As a set of categories designed to be a guide for political action, these are next to useless. Take Europe, where traditional Labour voters are considerably less pro-euro than many in the heart of Middle England (just recall the 1975 referendum). Or fox-hunting. Measures to ban hunting with dogs are said to appeal to Labour's heartlands. But there can be little that the estate-dwellers of Hoxton care about less than foxes. The battle over fox-hunting is, if anything, a solipsistic Middle English civil war. And are inhabitants of Cheshire more exercised about asylum-seeking than those of south London?

No, it's all about class again, folks. These categories are just new, looser ways, of describing social divisions. In his recent book, Class in Britain, the historian David Cannadine traced the way in which class continues to be discussed in England. He ended on a pessimistic note, believing that we were still fixated by class. But he gave two very interesting examples to back up his gloominess. The first was the fact that the "nation [was] agog" over whether Diana should lose the Her Royal Highness prefix. The second was the nation's preoccupation with whether John Prescott was right to say that he was now middle class.

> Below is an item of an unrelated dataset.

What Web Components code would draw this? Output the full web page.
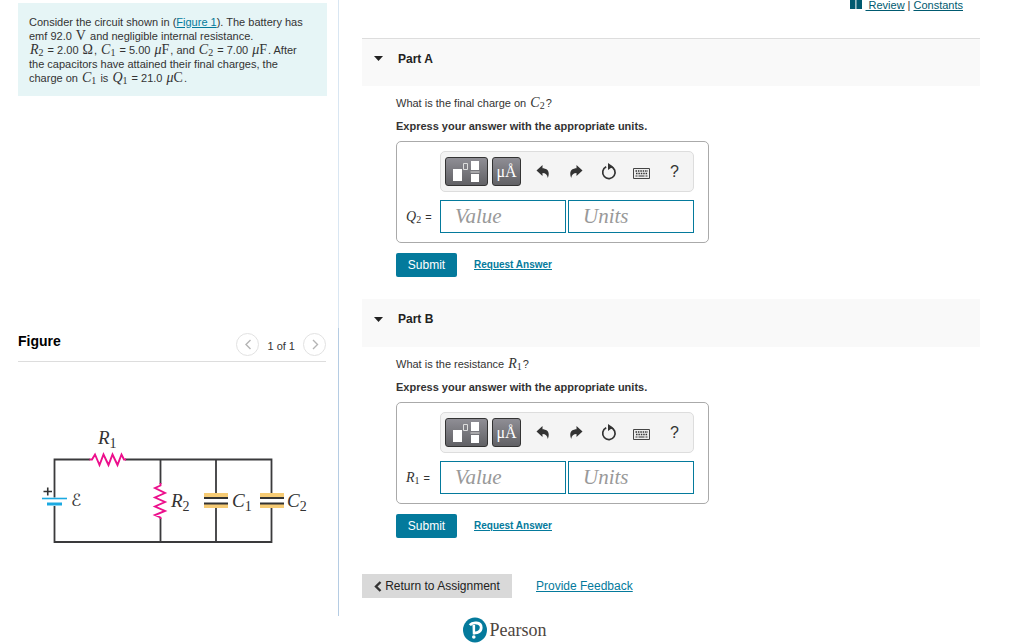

But I wonder whether Cannadine (like the politicians) hasn't confused what the people think with what are mainly media constructions. There may have been people in pubs, clubs and saunas willing to discuss the HRH business, but I'm not sure many cared. The problem, it seems to me, is that we lack adequate language to describe the increasing fluidity of British society, with its different and shifting groups. Does the gender revolution really leave the old categories untouched? Or the exposure of half a generation to university, where - until recently - only an élite could study?

The times are changing. Most of us find ourselves suspended somewhere between fear and hope - the fear of social dislocation and breakdown, and the hope of ever more opportunity and progress. I sometimes think that Optimists and Pessimists are the only two categories that really count. My dad would have hated that.